Since there is relatively no free hydrogen in nature, hydrogen has to be produced through electro-chemical or catalytic means. The most common means of hydrogen production is the electrolysis of common water, you take two water molecules (2-H2O) and combine them with a jolt of electricity and you get 2 hydrogen molecules (2H2) and one oxygen molecule (O2). In a loss-less system you could then take the hydrogen and recombine it with the oxygen and get back the energy used to separate the molecules back in the form of heat, (the reaction is exothermic, as in gives off heat) or in the case of a fuel cell electricity, and have a waste product of pure water. However, there is no such thing as a loss-less conversion going either way so it takes more energy to produce hydrogen gas than you get from burning it or using it to produce electricity in a fuel cell.

Hydrogen is much less dense (in liquid form) than gasoline, this means that while hydrogen provides more btu of energy per pound than gasoline, a pound of hydrogen takes up more volume.
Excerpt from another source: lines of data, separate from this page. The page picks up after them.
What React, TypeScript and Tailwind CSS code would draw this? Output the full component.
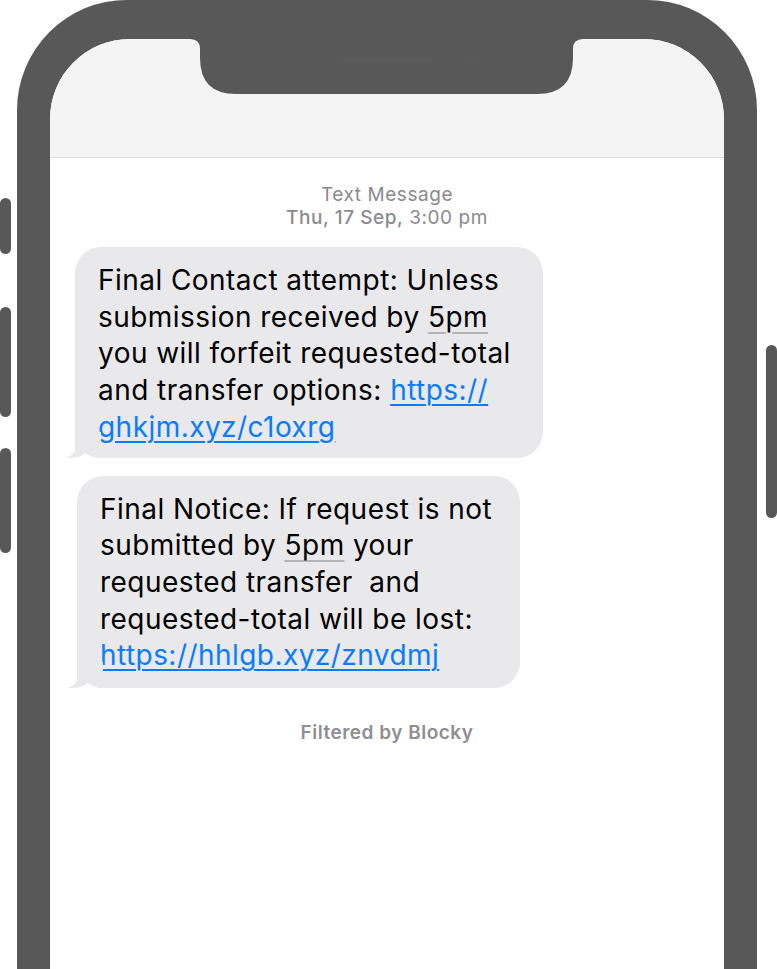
import React from 'react';

const FONT = { fontFamily: 'Inter, "Noto Sans", sans-serif' };

const Tail = () => (
  <svg
    className="absolute left-[-10px] bottom-0"
    width="36"
    height="26"
    viewBox="-10 -26 36 26"
  >
    <path d="M0 -26 L0 -9 Q-1 -2 -10 0 Q3 1 11 -5 Q17 0 26 0 L26 -26 Z" fill="#e9e9eb" />
  </svg>
);

const Bubble = ({ className, children }: { className: string; children: React.ReactNode }) => (
  <div className={`relative rounded-[26px] bg-[#e9e9eb] pl-[23px] pr-[16px] pt-[15px] ${className}`}>
    <p className="text-[28px] leading-[36.7px] text-black tracking-[0.45px] whitespace-nowrap">{children}</p>
    <Tail />
  </div>
);

const Link = ({ children }: { children: React.ReactNode }) => (
  <span className="text-[#0a7cff] underline decoration-[1.5px] underline-offset-[4px]">{children}</span>
);

const Detected = ({ children }: { children: React.ReactNode }) => (
  <span className="underline decoration-[#b5b5b5] decoration-[2px] underline-offset-[5px]">{children}</span>
);

const App = () => {
  return (
    <div className="w-[777px] h-[969px] overflow-hidden bg-white flex" style={FONT}>
      {/* left side buttons */}
      <div className="w-[11px] flex flex-col pt-[198px]">
        <div className="h-[56px] rounded-full bg-[#585858]" />
        <div className="h-[110px] mt-[53px] rounded-full bg-[#585858]" />
        <div className="h-[105px] mt-[31px] rounded-full bg-[#585858]" />
      </div>

      {/* phone */}
      <div className="relative ml-[6px] w-[740px] h-[969px] shrink-0 bg-[#585858] rounded-t-[110px] pt-[39px] px-[33px]">
        <div className="h-full bg-white rounded-t-[80px] overflow-hidden flex flex-col">
          <div className="h-[119px] shrink-0 bg-[#f4f4f4] border-b border-[#dcdcdc]" />

          <div className="text-center text-[19px] leading-[23px] text-[#8a8a8e] pt-[25px] tracking-[0.55px]">
            <div>Text Message</div>
            <div>
              <span className="font-medium">Thu, 17 Sep,</span> 3:00 pm
            </div>
          </div>

          <div className="flex flex-col gap-[18px] pt-[18px] pl-[25px]">
            <Bubble className="w-[468px] pb-[12px]">
              Final Contact attempt: Unless
              <br />
              submission received by <Detected>5pm</Detected>
              <br />
              you will forfeit requested-total
              <br />
              and transfer options: <Link>https://</Link>
              <br />
              <Link>ghkjm.xyz/c1oxrg</Link>
            </Bubble>
            <div className="pl-[2px]">
              <Bubble className="w-[443px] pb-[14px]">
                Final Notice: If request is not
                <br />
                submitted by <Detected>5pm</Detected> your
                <br />
                requested transfer&nbsp; and
                <br />
                requested-total will be lost:
                <br />
                <Link>https://hhlgb.xyz/znvdmj</Link>
              </Bubble>
            </div>
          </div>

          <div className="text-center text-[19px] font-semibold text-[#8e8e93] pt-[31px] tracking-[0.5px]">
            Filtered by Blocky
          </div>
        </div>

        {/* notch */}
        <svg
          className="absolute left-0 top-0"
          width="740"
          height="100"
          viewBox="17 0 740 100"
        >
          <path
            d="M180 30 L180 39 L190 39 Q200 39 200 49 L200 58 Q200 94 236 94 L537 94 Q573 94 573 58 L573 49 Q573 39 583 39 L593 39 L593 30 Z"
            fill="#585858"
          />
          <rect x="340" y="58" width="94" height="5" rx="2.5" fill="#5a5a5a" />
          <circle cx="470" cy="61" r="4" fill="#5a5a5a" />
        </svg>
      </div>

      {/* right side button */}
      <div className="w-[11px] ml-[9px] pt-[345px]">
        <div className="h-[173px] rounded-full bg-[#585858]" />
      </div>
    </div>
  );
};

export default App;
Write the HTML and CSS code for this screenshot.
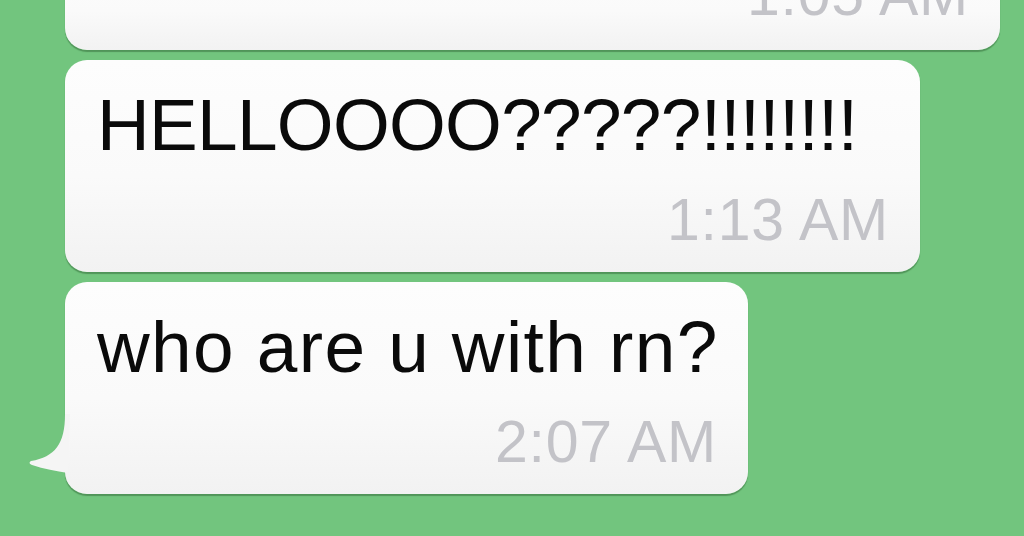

This density difference means that to take advantage of the increased BTU per pound you have to burn or convert a larger volume of hydrogen. How about a 60 gallon tank for your SUV? Hydrogen also must be kept compressed and/or insulated to prevent losses. Hydrogen tends to cause hydrogen embrittlement of most metals so long term storage is also an issue. Liquid natural gas lines could possibly be used to transport the liquefied hydrogen, however, better insulation and the embrittlement issues would have to be addressed before the existing infrastructure could be used safely.

One promising hydrogen storage technology uses metal hydrides such as zirconium hydride that allow storage of hydrogen in interstitial sites in the crystal lattice, some tests show that storage densities exceeding liquid densities by several fold are possible. The use of metal hydride storage would put the fuel tank back at the current size in your SUV and would provide added safety since the hydrogen is not in liquid or gas form.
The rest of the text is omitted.